Abstract
The purpose of this study is to determine and compare the relationship between intellectual capital (IC) and banks’ performance in China and Pakistan. The data are acquired from listed banks in these two countries during 2010–2018. The Value Added Intellectual Coefficient (VAIC™) method is applied as a measure of IC. The results show that capital employed efficiency (CEE) makes the highest contribution to bank performance in both countries. In addition, the profitability of listed Chinese banks is driven by structural capital efficiency (SCE), while human capital efficiency (HCE) positively affects bank profitability and productivity in Pakistan. In addition, we find that the lagged effect of IC has a positive impact on future bank profitability. This study supports greater investment in IC in order to further improve bank performance in emerging Asian markets.
Highlights
With the emergence of the age of knowledge-based economy, intellectual capital (IC) has been considering as the driving force that organizations need to gain a sustainable competitive advantage [1,2,3,4,5]

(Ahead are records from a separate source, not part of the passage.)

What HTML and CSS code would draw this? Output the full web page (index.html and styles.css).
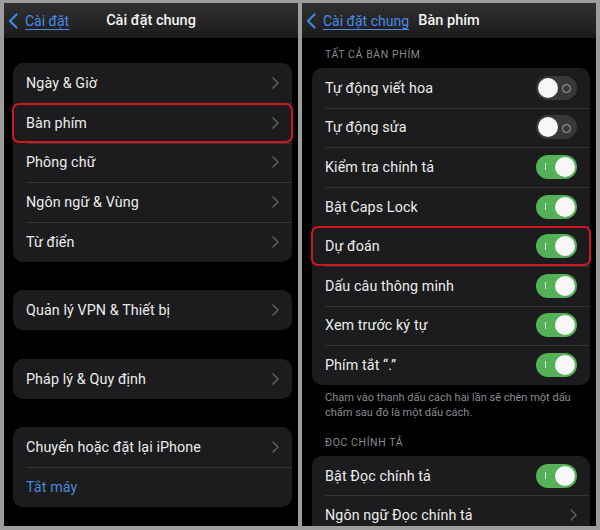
FILE: index.html
```html
<!DOCTYPE html>
<html lang="vi">
<head>
<meta charset="utf-8">
<title>Cài đặt</title>
<link rel="stylesheet" href="styles.css">
</head>
<body>
<div class="frame">
  <section class="panel">
    <header class="nav">
      <a class="back"><svg class="back-chev" viewBox="0 0 10 16" width="10" height="16"><path d="M8.5 1.5 L2 8 L8.5 14.5" fill="none" stroke="currentColor" stroke-width="2.2" stroke-linecap="round" stroke-linejoin="round"/></svg><span class="back-text">Cài đặt</span></a>
      <h1 class="title">Cài đặt chung</h1>
    </header>
    <div class="content left">
      <div class="card">
        <div class="row"><span class="label">Ngày &amp; Giờ</span><svg class="chev" viewBox="0 0 7 12" width="7" height="12"><path d="M1 1 L6 6 L1 11" fill="none" stroke="currentColor" stroke-width="1.6" stroke-linecap="round" stroke-linejoin="round"/></svg></div>
        <div class="row mark"><span class="label">Bàn phím</span><svg class="chev" viewBox="0 0 7 12" width="7" height="12"><path d="M1 1 L6 6 L1 11" fill="none" stroke="currentColor" stroke-width="1.6" stroke-linecap="round" stroke-linejoin="round"/></svg></div>
        <div class="row"><span class="label">Phông chữ</span><svg class="chev" viewBox="0 0 7 12" width="7" height="12"><path d="M1 1 L6 6 L1 11" fill="none" stroke="currentColor" stroke-width="1.6" stroke-linecap="round" stroke-linejoin="round"/></svg></div>
        <div class="row"><span class="label">Ngôn ngữ &amp; Vùng</span><svg class="chev" viewBox="0 0 7 12" width="7" height="12"><path d="M1 1 L6 6 L1 11" fill="none" stroke="currentColor" stroke-width="1.6" stroke-linecap="round" stroke-linejoin="round"/></svg></div>
        <div class="row"><span class="label">Từ điển</span><svg class="chev" viewBox="0 0 7 12" width="7" height="12"><path d="M1 1 L6 6 L1 11" fill="none" stroke="currentColor" stroke-width="1.6" stroke-linecap="round" stroke-linejoin="round"/></svg></div>
      </div>
      <div class="card">
        <div class="row"><span class="label">Quản lý VPN &amp; Thiết bị</span><svg class="chev" viewBox="0 0 7 12" width="7" height="12"><path d="M1 1 L6 6 L1 11" fill="none" stroke="currentColor" stroke-width="1.6" stroke-linecap="round" stroke-linejoin="round"/></svg></div>
      </div>
      <div class="card">
        <div class="row"><span class="label">Pháp lý &amp; Quy định</span><svg class="chev" viewBox="0 0 7 12" width="7" height="12"><path d="M1 1 L6 6 L1 11" fill="none" stroke="currentColor" stroke-width="1.6" stroke-linecap="round" stroke-linejoin="round"/></svg></div>
      </div>
      <div class="card">
        <div class="row"><span class="label">Chuyển hoặc đặt lại iPhone</span><svg class="chev" viewBox="0 0 7 12" width="7" height="12"><path d="M1 1 L6 6 L1 11" fill="none" stroke="currentColor" stroke-width="1.6" stroke-linecap="round" stroke-linejoin="round"/></svg></div>
        <div class="row"><span class="label link">Tắt máy</span></div>
      </div>
    </div>
  </section>

  <section class="panel">
    <header class="nav">
      <a class="back"><svg class="back-chev" viewBox="0 0 10 16" width="10" height="16"><path d="M8.5 1.5 L2 8 L8.5 14.5" fill="none" stroke="currentColor" stroke-width="2.2" stroke-linecap="round" stroke-linejoin="round"/></svg><span class="back-text">Cài đặt chung</span></a>
      <h1 class="title">Bàn phím</h1>
    </header>
    <div class="content right">
      <div class="section-label">TẤT CẢ BÀN PHÍM</div>
      <div class="card">
        <div class="row r"><span class="label">Tự động viết hoa</span><span class="toggle off"><span class="knob"></span></span></div>
        <div class="row r"><span class="label">Tự động sửa</span><span class="toggle off"><span class="knob"></span></span></div>
        <div class="row r"><span class="label">Kiểm tra chính tả</span><span class="toggle on"><span class="knob"></span></span></div>
        <div class="row r"><span class="label">Bật Caps Lock</span><span class="toggle on"><span class="knob"></span></span></div>
        <div class="row r mark"><span class="label">Dự đoán</span><span class="toggle on"><span class="knob"></span></span></div>
        <div class="row r"><span class="label">Dấu câu thông minh</span><span class="toggle on"><span class="knob"></span></span></div>
        <div class="row r"><span class="label">Xem trước ký tự</span><span class="toggle on"><span class="knob"></span></span></div>
        <div class="row r"><span class="label">Phím tắt “.”</span><span class="toggle on"><span class="knob"></span></span></div>
      </div>
      <p class="footnote">Chạm vào thanh dấu cách hai lần sẽ chèn một dấu<br>chấm sau đó là một dấu cách.</p>
      <div class="section-label second">ĐỌC CHÍNH TẢ</div>
      <div class="card">
        <div class="row r"><span class="label">Bật Đọc chính tả</span><span class="toggle on"><span class="knob"></span></span></div>
        <div class="row r"><span class="label">Ngôn ngữ Đọc chính tả</span><svg class="chev" viewBox="0 0 7 12" width="7" height="12"><path d="M1 1 L6 6 L1 11" fill="none" stroke="currentColor" stroke-width="1.6" stroke-linecap="round" stroke-linejoin="round"/></svg></div>
      </div>
    </div>
  </section>
</div>
</body>
</html>
```

FILE: styles.css
```css
* { box-sizing: border-box; }
html, body { margin: 0; padding: 0; }
body {
  width: 600px;
  height: 530px;
  background: #9d9d9d;
  font-family: "Roboto", "Liberation Sans", sans-serif;
  overflow: hidden;
}
.frame {
  display: flex;
  gap: 4px;
  padding: 3px 4px 4px 4px;
  height: 530px;
}
.panel {
  width: 294px;
  height: 523px;
  background: #000;
  overflow: hidden;
  display: flex;
  flex-direction: column;
}
.nav {
  position: relative;
  height: 35px;
  flex: none;
  background: linear-gradient(180deg, #2f2f2f 0%, #262626 50%, #1b1b1b 100%);
  display: flex;
  align-items: center;
  justify-content: center;
}
.back {
  position: absolute;
  left: 4px;
  top: 0;
  height: 35px;
  display: flex;
  align-items: center;
  gap: 7px;
  color: #3f86e6;
}
.back-chev { display: block; margin-top: 1px; }
.back-text {
  font-size: 14px;
  text-decoration: underline;
  text-decoration-thickness: 1px;
  text-underline-offset: 3px;
  color: #4a8ae4;
}
.title {
  margin: 0;
  font-size: 14.5px;
  font-weight: 500;
  color: #f2f2f2;
}
.content { display: flex; flex-direction: column; }
.content.left { padding: 25px 6px 0 9px; gap: 28.5px; }
.content.right { padding: 0 6px 0 10px; }
.card {
  background: #1c1c1e;
  border-radius: 10px;
}
.row {
  position: relative;
  height: 39.8px;
  display: flex;
  align-items: center;
  justify-content: space-between;
  padding: 0 13px 0 13px;
}
.row.r { height: 39.6px; padding: 0 13px 0 13px; }
.row + .row::before {
  content: "";
  position: absolute;
  left: 13px;
  right: 0;
  top: 0;
  height: 1px;
  background: #333335;
}
.row.mark::after {
  content: "";
  position: absolute;
  left: -1px;
  right: -1px;
  top: 0;
  bottom: 0;
  border: 2px solid #d3171c;
  border-radius: 7px;
}
.label {
  font-size: 14.3px;
  color: #ececec;
  letter-spacing: 0.1px;
}
.label.link { color: #4a86d6; }
.chev { color: #5c5c60; display: block; margin-right: 0; }
.section-label {
  font-size: 10.5px;
  line-height: 13px;
  color: #8a8a8f;
  padding: 10px 0 7px 13px;
  letter-spacing: 0.6px;
}
.section-label.second { padding: 16px 0 6.5px 13px; }
.footnote {
  margin: 0;
  padding: 5.5px 0 0 13px;
  font-size: 11px;
  line-height: 15px;
  color: #8a8a8f;
}
.toggle {
  position: relative;
  width: 41px;
  height: 24px;
  border-radius: 12px;
  flex: none;
}
.toggle.on { background: #55b158; }
.toggle.off { background: #38383a; }
.knob {
  position: absolute;
  top: 2px;
  width: 20px;
  height: 20px;
  border-radius: 50%;
  background: #f7f7f7;
}
.toggle.on .knob { right: 2px; }
.toggle.off .knob { left: 2px; }
.toggle.on::before {
  content: "";
  position: absolute;
  left: 9px;
  top: 8.5px;
  width: 1px;
  height: 7px;
  background: rgba(255,255,255,0.75);
}
.toggle.off::before {
  content: "";
  position: absolute;
  right: 6px;
  top: 8.5px;
  width: 7px;
  height: 7px;
  border: 1px solid #a8a8ab;
  border-radius: 50%;
}
```
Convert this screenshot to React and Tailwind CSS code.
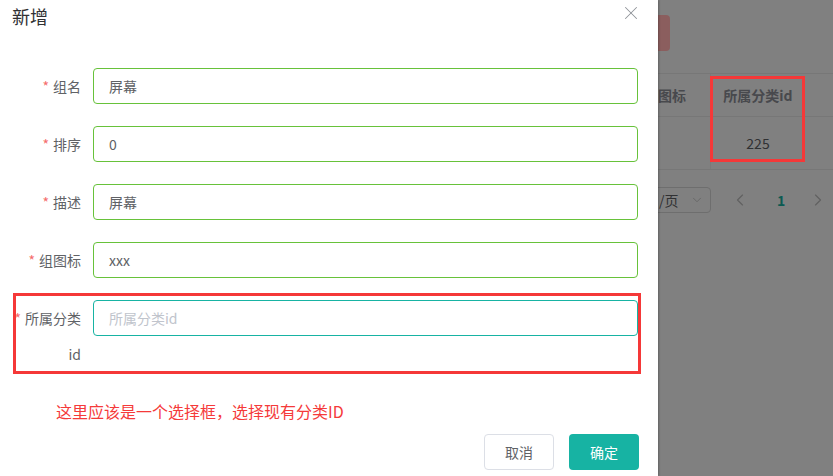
import { X, ChevronDown, ChevronLeft, ChevronRight } from "lucide-react";

const fields = [
  { label: "组名", value: "屏幕" },
  { label: "排序", value: "0" },
  { label: "描述", value: "屏幕" },
  { label: "组图标", value: "xxx" },
];

const FormItem = ({ label, value }) => (
  <div className="flex mb-[22px]">
    <label className="w-[80px] shrink-0 pr-3 text-right text-sm leading-9 text-[#606266]">
      <span className="text-[#f56c6c] mr-1">*</span>
      {label}
    </label>
    <div className="w-[545px] h-9 border border-[#67c23a] rounded flex items-center px-[15px] text-sm text-[#606266]">
      {value}
    </div>
  </div>
);

export default function App() {
  return (
    <div
      className="flex w-[833px] h-[476px] overflow-hidden bg-[#808080]"
      style={{ fontFamily: '"Noto Sans CJK SC", "Liberation Sans", sans-serif' }}
    >
      {/* dialog */}
      <div className="w-[658px] h-full shrink-0 bg-white flex flex-col shadow-[1px_0_2px_rgba(0,0,0,0.25)] z-10">
        <div className="flex items-start justify-between pl-3 pr-[16px] pt-[4px] h-[68px]">
          <span className="text-lg leading-6 text-[#303133]">新增</span>
          <X className="w-[22px] h-[22px] text-[#909399] -mt-[2px]" strokeWidth={1.1} />
        </div>
        <div className="pl-[13px]">
          {fields.map((f) => (
            <FormItem key={f.label} label={f.label} value={f.value} />
          ))}
          <div className="relative flex">
            <div className="pointer-events-none absolute left-0 -top-[7px] w-[628px] h-[81px] border-[3px] border-[#f53838]" />
            <label className="w-[80px] shrink-0 pr-3 text-right text-sm leading-9 text-[#606266]">
              <span className="text-[#f56c6c] mr-1">*</span>
              所属分类id
            </label>
            <div className="w-[545px] h-9 border border-[#17b3a3] rounded flex items-center px-[15px] text-sm text-[#c0c4cc]">
              所属分类id
            </div>
          </div>
          <p className="pl-[43px] mt-[27px] text-base leading-6 text-[#f53a3a]">这里应该是一个选择框，选择现有分类ID</p>
        </div>
        <div className="flex justify-end gap-[15px] pr-[19px] mt-auto mb-[6px]">
          <button className="w-[70px] h-9 rounded border border-[#dcdfe6] text-sm text-[#606266] bg-white">取消</button>
          <button className="w-[70px] h-9 rounded bg-[#17b3a3] text-sm text-white">确定</button>
        </div>
      </div>

      {/* background page under mask */}
      <div className="relative flex-1 flex flex-col text-sm">
        <div className="h-[73px] pt-[15px]">
          <div className="w-[12px] h-9 rounded-r bg-[#8b5e5e]" />
        </div>
        <div className="flex border-t border-b border-[#777] h-[44px] items-center font-bold text-[#48494d]">
          <div className="w-[52px]">图标</div>
          <div className="w-[95px] text-center border-l border-[#7a7a7a] h-full flex items-center justify-center">所属分类id</div>
        </div>
        <div className="flex border-b border-[#777] h-[53px] items-center text-[#303133]">
          <div className="w-[52px] h-full" />
          <div className="w-[95px] text-center border-l border-[#7a7a7a] h-full flex items-center justify-center">225</div>
        </div>
        <div className="flex items-center mt-[17px] h-[26px]">
          <div className="-ml-[4px] w-[57px] h-[26px] border border-[#6e6e6e] rounded flex items-center justify-between pl-[4px] pr-[6px] text-[#303133]">
            /页
            <ChevronDown className="w-[14px] h-[14px] text-[#606060]" strokeWidth={1.3} />
          </div>
          <ChevronLeft className="w-[20px] h-[20px] ml-[19px] text-[#606060]" strokeWidth={1.3} />
          <span className="ml-[27px] font-bold text-[#0c5a52]">1</span>
          <ChevronRight className="w-[20px] h-[20px] ml-[23px] text-[#606060]" strokeWidth={1.3} />
        </div>
        <div className="pointer-events-none absolute left-[52px] top-[76px] w-[95px] h-[86px] border-[3px] border-[#f53838]" />
      </div>
    </div>
  );
}
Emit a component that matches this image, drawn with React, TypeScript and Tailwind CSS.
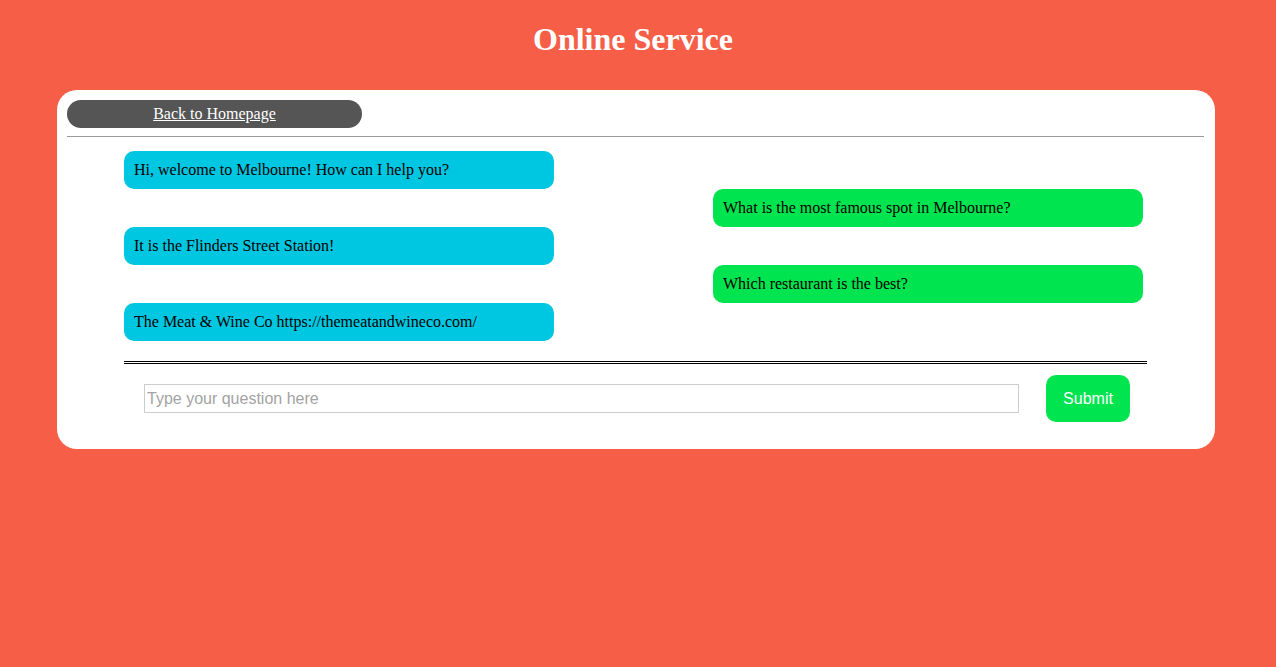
import React from 'react'

type Msg = { from: 'bot' | 'user'; text: string }

const messages: Msg[] = [
  { from: 'bot', text: 'Hi, welcome to Melbourne! How can I help you?' },
  { from: 'user', text: 'What is the most famous spot in Melbourne?' },
  { from: 'bot', text: 'It is the Flinders Street Station!' },
  { from: 'user', text: 'Which restaurant is the best?' },
  { from: 'bot', text: 'The Meat & Wine Co https://themeatandwineco.com/' },
]

const Bubble = ({ msg }: { msg: Msg }) => (
  <div className={msg.from === 'bot' ? 'flex h-[38px]' : 'flex h-[38px] pl-[589px]'}>
    <div
      className={
        msg.from === 'bot'
          ? 'flex w-[430px] items-center rounded-[10px] bg-[#00c7e1] pl-[10px] text-[16px] text-black'
          : 'flex w-[430px] items-center rounded-[10px] bg-[#00e54f] pl-[10px] text-[16px] text-black'
      }
    >
      {msg.text}
    </div>
  </div>
)

export default function App() {
  return (
    <div className="min-h-screen bg-[#f65e48] pt-[21px] font-['Liberation_Serif','Times_New_Roman',serif]">
      <h1 className="pr-[10px] text-center text-[32px] font-bold leading-[37px] text-white">Online Service</h1>

      <div className="ml-[57px] mt-[32px] w-[1158px] rounded-[20px] bg-white p-[10px] pb-[27px]">
        <a
          href="#"
          className="flex h-[28px] w-[295px] items-center justify-center rounded-full bg-[#555555] text-[16px] text-white underline"
        >
          Back to Homepage
        </a>
        <div className="mr-[1px] mt-[8px] h-px bg-[#9a9a9a]" />

        <div className="ml-[57px] mt-[14px] w-[1023px]">
          {messages.map((m, i) => (
            <Bubble key={i} msg={m} />
          ))}

          <div className="mt-[20px] h-[3px] border-t-[3px] border-double border-black" />

          <div className="mt-[11px] flex items-center pl-[20px]">
            <input
              type="text"
              placeholder="Type your question here"
              className="h-[29px] w-[875px] border border-[#cccccc] px-[2px] font-['Liberation_Sans',Arial,sans-serif] text-[16px] text-black outline-none placeholder:text-[#a3a3a3]"
            />
            <button className="ml-[27px] h-[47px] w-[84px] rounded-[10px] bg-[#00e54f] font-['Liberation_Sans',Arial,sans-serif] text-[16px] text-white">
              Submit
            </button>
          </div>
        </div>
      </div>
    </div>
  )
}
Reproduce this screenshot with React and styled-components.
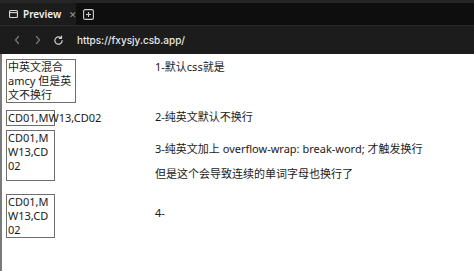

The results showed that capital employed efficiency (CEE) and human capital efficiency (HCE) increase bank profitability, while HCE has a negative impact on return on average equity
In the context of Pakistan, we find a significant positive association between HCE and bank performance when measured by return on assets (ROA), return on equity (ROE), and Asset turnover ratio (ATO)
Summary
With the emergence of the age of knowledge-based economy, intellectual capital (IC) has been considering as the driving force that organizations need to gain a sustainable competitive advantage [1,2,3,4,5]. Banks’ performance directly reflects the overall situation of the banking industry, and relates to the sustainable development of the national economy [7]. Banks largely depend on their customers to create competitive advantages. Banks provide clients with services which are intangible in nature and require a developed mechanism of IC [14].